* [EXERCISE GOAL] Quote the entries below from the line with "The picture is" through the line with "Globe, Search, SquareArrowOutUpRight", both ends included, and only those lines.

* [MATERIAL]
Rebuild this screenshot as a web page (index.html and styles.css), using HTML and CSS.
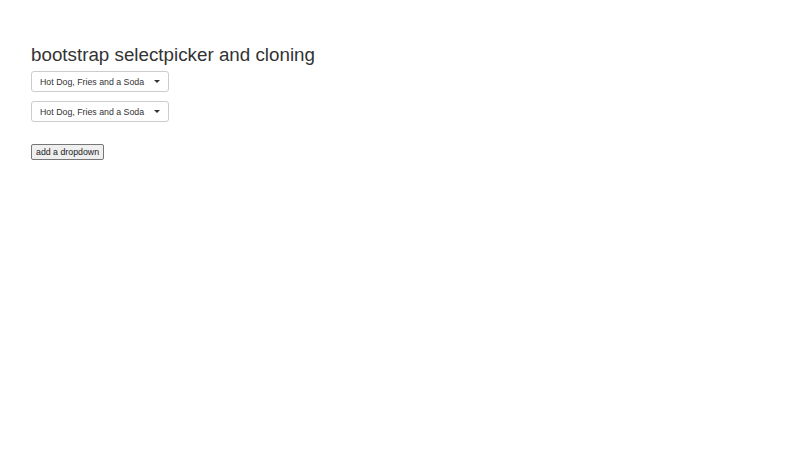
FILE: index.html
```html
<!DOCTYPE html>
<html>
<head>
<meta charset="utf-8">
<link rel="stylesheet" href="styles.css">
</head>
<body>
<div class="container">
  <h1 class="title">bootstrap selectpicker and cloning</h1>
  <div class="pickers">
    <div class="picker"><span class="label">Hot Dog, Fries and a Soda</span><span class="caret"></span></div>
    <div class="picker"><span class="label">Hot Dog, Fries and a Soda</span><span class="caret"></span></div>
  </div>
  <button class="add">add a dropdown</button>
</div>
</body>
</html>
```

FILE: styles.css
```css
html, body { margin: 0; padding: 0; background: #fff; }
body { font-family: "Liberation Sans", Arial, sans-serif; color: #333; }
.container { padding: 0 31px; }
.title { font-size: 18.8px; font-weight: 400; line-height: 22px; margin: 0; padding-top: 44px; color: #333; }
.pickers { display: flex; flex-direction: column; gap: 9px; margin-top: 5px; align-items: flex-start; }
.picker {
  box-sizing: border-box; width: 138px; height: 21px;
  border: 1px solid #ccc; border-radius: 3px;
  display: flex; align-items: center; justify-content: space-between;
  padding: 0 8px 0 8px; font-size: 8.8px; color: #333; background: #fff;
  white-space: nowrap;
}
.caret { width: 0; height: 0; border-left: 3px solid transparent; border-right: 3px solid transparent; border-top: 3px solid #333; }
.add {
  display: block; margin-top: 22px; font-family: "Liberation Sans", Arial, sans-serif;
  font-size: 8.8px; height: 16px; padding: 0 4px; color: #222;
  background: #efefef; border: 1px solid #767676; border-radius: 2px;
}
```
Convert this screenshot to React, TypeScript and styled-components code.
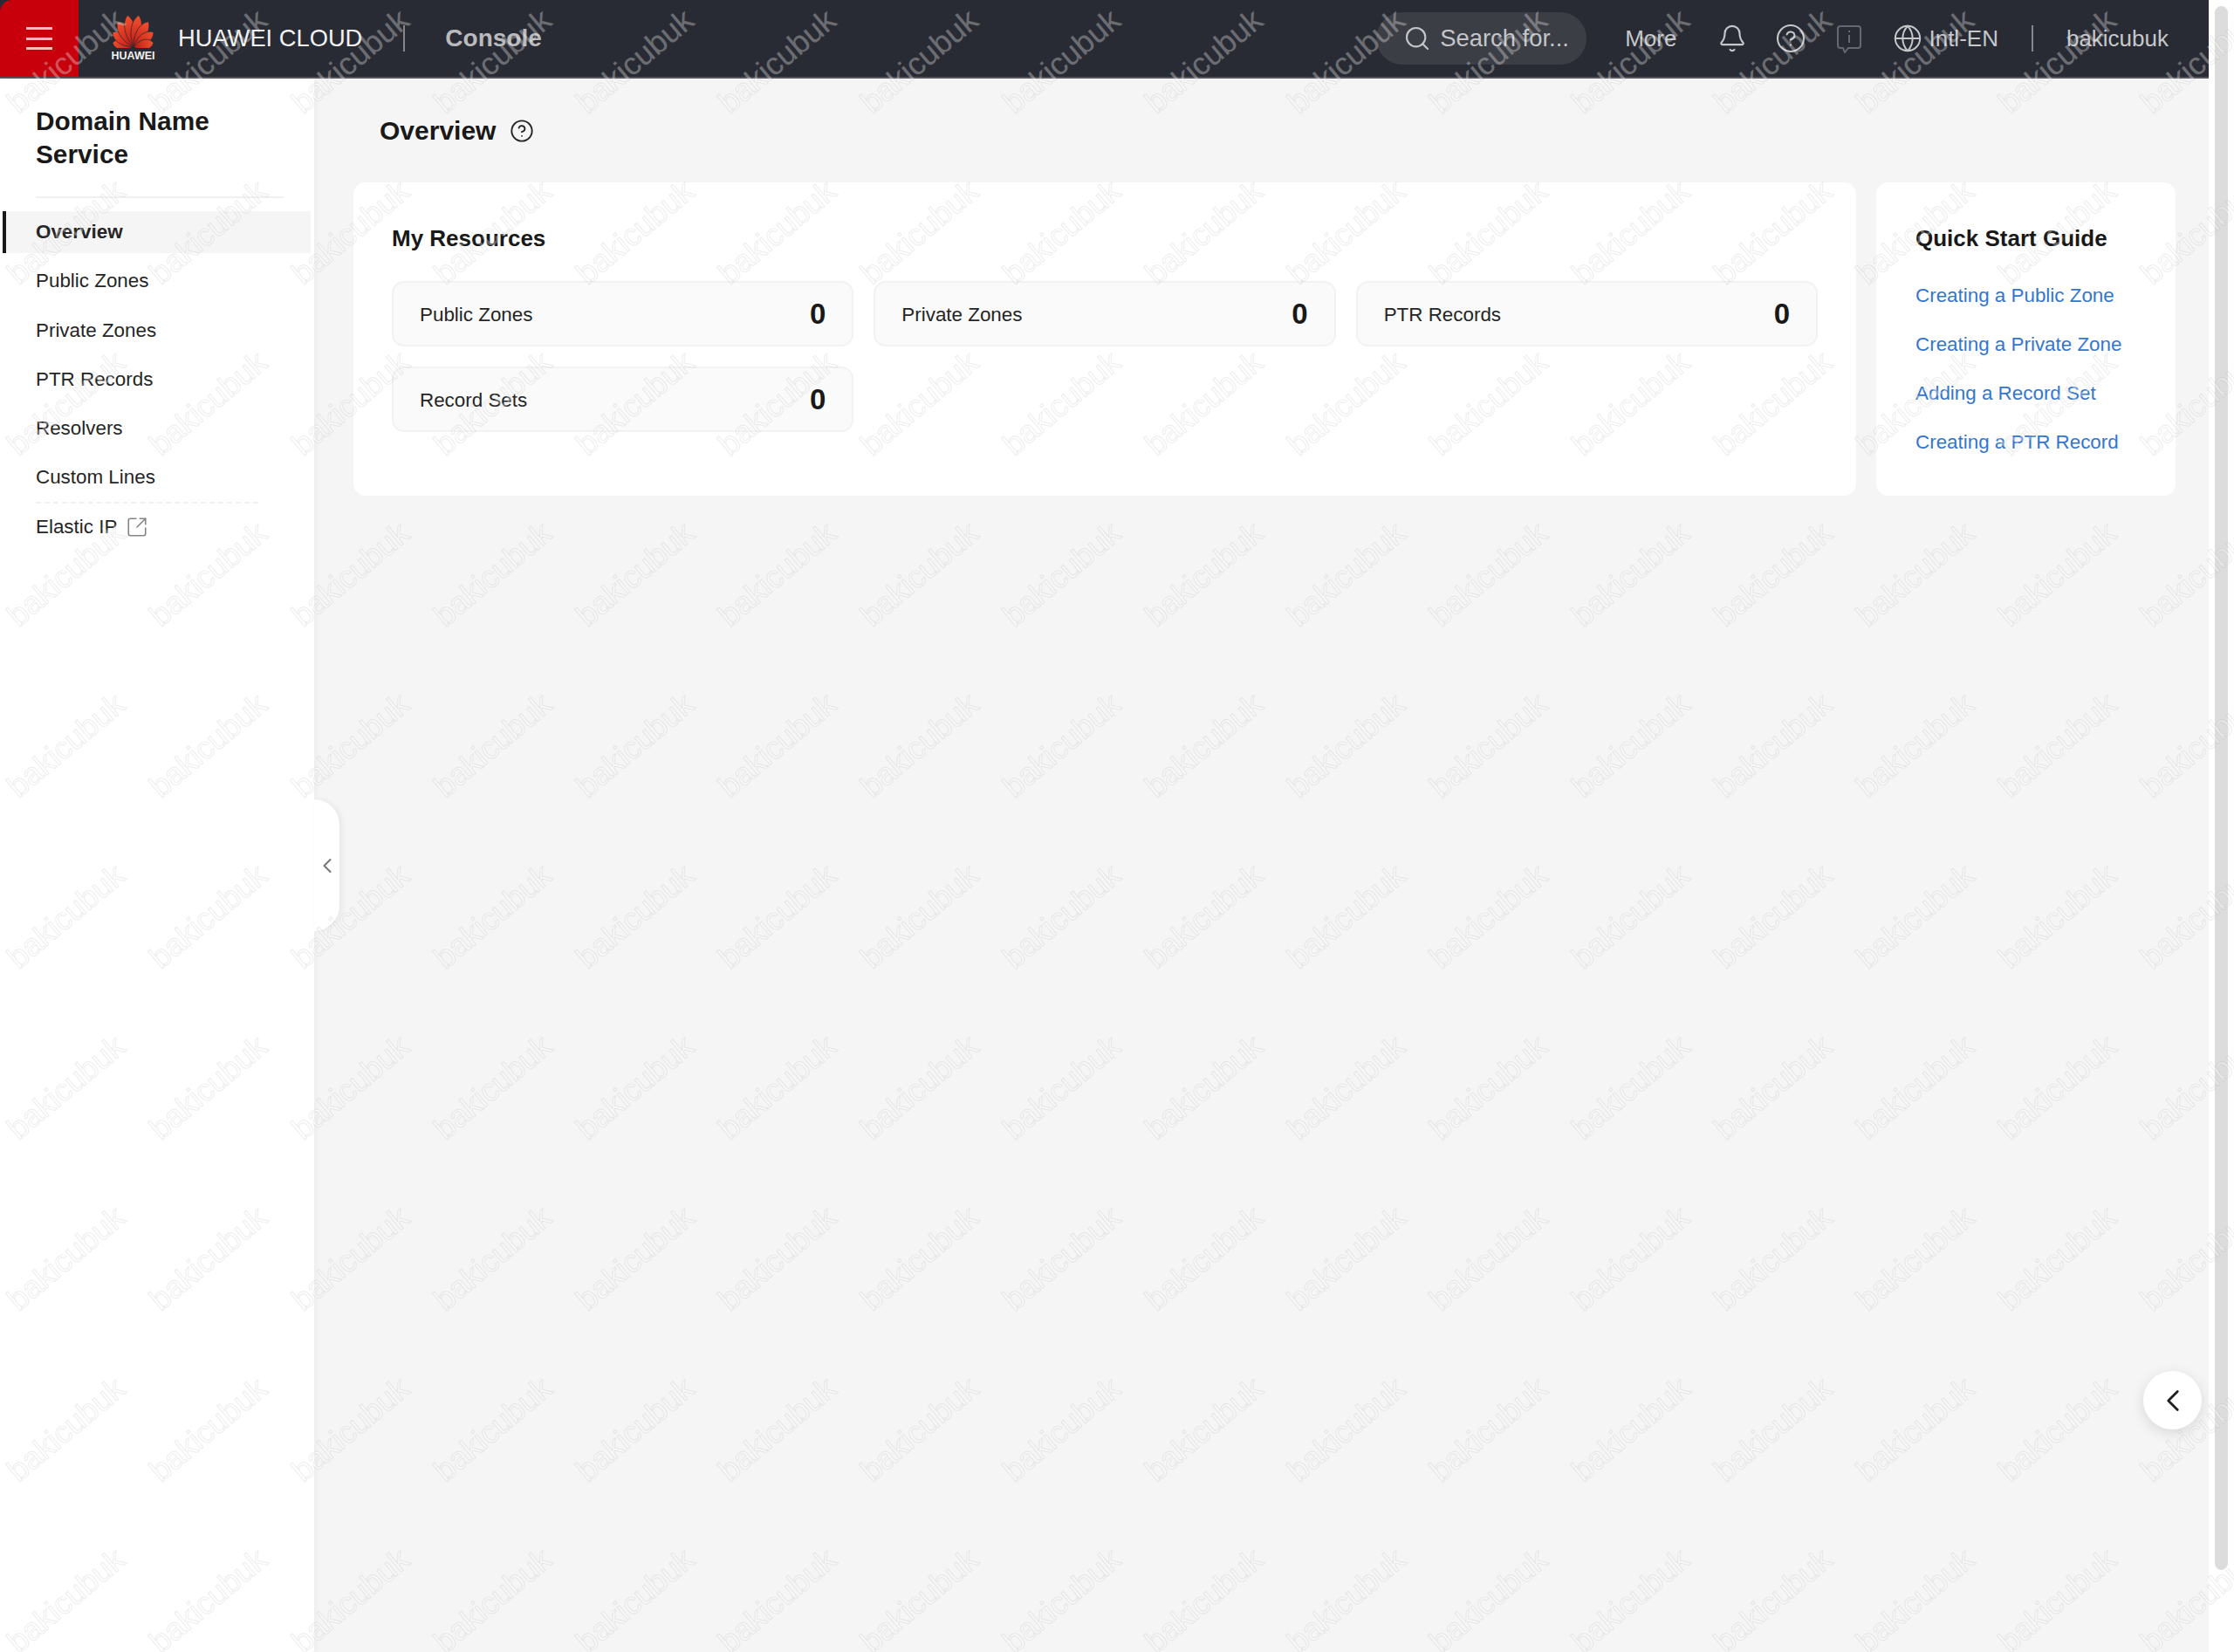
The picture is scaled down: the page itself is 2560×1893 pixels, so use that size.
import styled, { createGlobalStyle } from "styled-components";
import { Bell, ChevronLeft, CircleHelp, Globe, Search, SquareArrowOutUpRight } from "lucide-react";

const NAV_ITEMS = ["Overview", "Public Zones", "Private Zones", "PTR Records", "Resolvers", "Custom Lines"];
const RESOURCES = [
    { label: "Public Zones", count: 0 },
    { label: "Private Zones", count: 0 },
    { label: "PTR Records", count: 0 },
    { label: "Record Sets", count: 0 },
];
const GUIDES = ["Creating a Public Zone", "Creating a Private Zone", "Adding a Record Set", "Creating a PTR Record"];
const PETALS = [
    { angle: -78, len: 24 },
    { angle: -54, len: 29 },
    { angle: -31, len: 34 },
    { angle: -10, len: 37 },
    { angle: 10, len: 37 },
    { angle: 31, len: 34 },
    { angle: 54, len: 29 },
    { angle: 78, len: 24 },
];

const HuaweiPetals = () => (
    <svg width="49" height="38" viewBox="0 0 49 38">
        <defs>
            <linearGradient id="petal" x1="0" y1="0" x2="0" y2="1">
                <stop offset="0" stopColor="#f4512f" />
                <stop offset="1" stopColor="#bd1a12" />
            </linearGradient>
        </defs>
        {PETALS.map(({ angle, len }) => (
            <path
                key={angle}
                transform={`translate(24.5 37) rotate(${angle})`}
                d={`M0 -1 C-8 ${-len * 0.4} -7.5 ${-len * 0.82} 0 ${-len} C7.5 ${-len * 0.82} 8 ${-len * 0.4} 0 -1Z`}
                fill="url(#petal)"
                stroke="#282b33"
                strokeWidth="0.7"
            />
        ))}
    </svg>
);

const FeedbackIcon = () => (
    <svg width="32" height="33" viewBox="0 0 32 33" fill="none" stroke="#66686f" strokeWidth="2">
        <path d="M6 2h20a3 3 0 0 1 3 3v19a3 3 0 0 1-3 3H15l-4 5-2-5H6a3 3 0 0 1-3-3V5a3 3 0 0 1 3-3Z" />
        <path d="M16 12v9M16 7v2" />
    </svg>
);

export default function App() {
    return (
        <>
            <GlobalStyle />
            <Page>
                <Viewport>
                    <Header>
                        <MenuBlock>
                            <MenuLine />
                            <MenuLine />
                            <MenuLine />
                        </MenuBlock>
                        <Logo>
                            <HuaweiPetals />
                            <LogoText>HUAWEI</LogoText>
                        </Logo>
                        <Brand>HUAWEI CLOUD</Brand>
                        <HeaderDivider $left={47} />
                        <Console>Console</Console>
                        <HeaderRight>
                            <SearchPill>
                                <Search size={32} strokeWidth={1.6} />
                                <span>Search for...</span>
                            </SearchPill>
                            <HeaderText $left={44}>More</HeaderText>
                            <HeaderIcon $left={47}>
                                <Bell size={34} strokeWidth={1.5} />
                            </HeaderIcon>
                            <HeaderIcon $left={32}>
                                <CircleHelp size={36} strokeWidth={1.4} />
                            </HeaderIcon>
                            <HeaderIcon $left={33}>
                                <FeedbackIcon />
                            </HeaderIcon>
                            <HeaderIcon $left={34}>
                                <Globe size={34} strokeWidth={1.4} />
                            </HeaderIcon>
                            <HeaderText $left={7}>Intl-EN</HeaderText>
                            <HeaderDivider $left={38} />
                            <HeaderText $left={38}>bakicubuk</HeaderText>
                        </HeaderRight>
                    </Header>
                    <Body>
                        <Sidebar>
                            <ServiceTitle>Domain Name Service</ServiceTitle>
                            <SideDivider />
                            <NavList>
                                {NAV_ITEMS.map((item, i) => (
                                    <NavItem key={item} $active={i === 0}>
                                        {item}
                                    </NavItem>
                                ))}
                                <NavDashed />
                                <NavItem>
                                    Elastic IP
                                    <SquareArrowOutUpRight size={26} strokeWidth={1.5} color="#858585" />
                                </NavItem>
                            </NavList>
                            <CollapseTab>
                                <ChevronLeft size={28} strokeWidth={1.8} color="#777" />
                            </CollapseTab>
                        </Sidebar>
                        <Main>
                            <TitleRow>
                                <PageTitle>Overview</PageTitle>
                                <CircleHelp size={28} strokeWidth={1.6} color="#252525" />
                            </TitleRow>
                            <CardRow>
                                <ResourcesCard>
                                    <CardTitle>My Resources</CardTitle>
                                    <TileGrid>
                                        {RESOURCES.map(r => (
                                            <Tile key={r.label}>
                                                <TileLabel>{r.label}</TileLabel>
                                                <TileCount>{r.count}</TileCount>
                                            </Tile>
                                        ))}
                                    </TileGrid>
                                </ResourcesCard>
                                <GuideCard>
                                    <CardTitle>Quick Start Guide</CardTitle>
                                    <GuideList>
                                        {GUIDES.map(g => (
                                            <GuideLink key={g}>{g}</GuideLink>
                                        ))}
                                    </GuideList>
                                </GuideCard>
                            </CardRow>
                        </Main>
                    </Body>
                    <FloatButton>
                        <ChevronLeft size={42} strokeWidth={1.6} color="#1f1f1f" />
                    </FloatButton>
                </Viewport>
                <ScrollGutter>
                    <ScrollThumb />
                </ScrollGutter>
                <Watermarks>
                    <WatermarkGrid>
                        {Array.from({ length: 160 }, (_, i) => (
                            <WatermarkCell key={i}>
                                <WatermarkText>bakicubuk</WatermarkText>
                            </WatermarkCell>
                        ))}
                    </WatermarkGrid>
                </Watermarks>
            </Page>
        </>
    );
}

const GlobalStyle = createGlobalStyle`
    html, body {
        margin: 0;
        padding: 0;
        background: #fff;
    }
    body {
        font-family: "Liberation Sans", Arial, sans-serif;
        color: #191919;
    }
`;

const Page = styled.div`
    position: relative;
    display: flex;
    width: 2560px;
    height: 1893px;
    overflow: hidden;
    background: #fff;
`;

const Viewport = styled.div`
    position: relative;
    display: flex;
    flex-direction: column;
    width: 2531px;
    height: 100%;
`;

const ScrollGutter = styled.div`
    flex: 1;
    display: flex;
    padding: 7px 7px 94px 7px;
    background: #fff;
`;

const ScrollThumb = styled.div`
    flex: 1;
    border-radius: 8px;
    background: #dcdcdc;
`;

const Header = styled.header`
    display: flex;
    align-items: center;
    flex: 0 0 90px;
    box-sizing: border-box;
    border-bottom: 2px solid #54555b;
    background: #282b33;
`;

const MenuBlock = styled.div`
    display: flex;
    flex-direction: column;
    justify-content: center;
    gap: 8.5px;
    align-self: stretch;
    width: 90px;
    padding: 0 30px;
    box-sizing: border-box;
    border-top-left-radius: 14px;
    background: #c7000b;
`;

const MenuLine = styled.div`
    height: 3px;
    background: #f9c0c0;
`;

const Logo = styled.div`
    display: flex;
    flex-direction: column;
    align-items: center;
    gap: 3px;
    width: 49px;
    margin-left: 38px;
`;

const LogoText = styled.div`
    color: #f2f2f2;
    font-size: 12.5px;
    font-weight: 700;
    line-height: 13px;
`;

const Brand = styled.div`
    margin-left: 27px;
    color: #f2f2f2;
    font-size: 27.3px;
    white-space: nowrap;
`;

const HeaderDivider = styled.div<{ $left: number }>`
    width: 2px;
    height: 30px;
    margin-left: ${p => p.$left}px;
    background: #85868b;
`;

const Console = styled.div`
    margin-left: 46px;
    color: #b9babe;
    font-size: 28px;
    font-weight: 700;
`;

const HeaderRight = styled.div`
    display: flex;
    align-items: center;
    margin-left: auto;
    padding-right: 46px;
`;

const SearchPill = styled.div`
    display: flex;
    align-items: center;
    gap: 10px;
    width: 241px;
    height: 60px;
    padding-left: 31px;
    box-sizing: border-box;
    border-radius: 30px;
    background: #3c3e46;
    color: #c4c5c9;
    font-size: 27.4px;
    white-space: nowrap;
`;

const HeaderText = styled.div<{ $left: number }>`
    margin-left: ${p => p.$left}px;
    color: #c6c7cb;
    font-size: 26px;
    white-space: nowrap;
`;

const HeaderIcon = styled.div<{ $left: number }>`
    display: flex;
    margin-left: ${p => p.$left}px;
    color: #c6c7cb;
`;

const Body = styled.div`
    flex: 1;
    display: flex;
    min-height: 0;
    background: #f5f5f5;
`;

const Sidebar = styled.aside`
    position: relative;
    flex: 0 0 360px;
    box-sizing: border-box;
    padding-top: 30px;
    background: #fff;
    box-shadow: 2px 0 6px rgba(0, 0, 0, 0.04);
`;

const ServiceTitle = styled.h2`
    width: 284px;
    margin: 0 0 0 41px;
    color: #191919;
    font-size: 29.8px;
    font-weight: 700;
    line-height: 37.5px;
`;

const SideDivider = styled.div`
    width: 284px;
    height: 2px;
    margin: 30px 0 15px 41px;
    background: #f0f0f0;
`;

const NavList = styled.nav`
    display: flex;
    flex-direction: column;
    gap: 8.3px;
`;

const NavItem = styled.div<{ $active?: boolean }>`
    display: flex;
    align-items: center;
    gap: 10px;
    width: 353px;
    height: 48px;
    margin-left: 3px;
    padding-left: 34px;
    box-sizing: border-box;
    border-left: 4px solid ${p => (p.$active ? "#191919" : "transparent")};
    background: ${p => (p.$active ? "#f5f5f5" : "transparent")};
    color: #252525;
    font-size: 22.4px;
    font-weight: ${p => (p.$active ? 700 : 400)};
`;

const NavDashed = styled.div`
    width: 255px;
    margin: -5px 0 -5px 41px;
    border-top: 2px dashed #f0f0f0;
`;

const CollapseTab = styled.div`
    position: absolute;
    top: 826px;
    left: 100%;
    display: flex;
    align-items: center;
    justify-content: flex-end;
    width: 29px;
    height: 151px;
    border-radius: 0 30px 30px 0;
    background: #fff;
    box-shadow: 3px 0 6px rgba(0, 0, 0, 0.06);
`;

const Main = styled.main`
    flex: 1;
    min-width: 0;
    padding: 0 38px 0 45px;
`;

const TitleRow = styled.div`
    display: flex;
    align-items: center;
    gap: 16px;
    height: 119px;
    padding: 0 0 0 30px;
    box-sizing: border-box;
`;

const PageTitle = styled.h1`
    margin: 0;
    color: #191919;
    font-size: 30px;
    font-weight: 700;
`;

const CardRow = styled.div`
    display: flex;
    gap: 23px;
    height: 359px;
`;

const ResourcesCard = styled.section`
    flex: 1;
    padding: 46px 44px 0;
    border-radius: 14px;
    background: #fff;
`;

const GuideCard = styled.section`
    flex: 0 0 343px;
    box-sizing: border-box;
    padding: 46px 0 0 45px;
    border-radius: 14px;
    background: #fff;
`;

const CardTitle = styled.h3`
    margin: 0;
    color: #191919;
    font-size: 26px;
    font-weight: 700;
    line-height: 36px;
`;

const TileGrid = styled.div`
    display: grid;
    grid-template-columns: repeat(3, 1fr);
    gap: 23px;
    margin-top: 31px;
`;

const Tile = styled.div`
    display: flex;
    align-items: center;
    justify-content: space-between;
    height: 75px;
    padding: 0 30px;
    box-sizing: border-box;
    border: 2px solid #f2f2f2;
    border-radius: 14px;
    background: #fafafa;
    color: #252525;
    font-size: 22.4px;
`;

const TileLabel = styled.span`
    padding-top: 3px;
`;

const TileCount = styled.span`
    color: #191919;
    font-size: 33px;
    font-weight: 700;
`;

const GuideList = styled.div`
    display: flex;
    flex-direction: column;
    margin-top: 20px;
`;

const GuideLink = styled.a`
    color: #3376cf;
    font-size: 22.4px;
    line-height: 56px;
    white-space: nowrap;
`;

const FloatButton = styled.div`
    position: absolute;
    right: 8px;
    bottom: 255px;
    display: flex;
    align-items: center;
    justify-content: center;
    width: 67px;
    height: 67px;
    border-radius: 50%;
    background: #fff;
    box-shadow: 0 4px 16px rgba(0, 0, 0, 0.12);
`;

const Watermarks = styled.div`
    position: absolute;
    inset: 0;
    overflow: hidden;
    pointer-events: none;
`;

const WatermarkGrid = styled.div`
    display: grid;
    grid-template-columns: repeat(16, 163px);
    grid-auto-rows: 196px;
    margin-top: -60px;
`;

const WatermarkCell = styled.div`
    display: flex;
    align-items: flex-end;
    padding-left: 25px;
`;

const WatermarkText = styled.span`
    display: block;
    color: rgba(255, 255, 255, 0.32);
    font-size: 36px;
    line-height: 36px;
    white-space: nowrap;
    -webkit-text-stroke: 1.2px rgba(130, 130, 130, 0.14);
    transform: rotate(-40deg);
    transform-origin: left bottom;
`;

* [TASK SOLUTION]
The picture is scaled down: the page itself is 2560×1893 pixels, so use that size.
import styled, { createGlobalStyle } from "styled-components";
import { Bell, ChevronLeft, CircleHelp, Globe, Search, SquareArrowOutUpRight } from "lucide-react";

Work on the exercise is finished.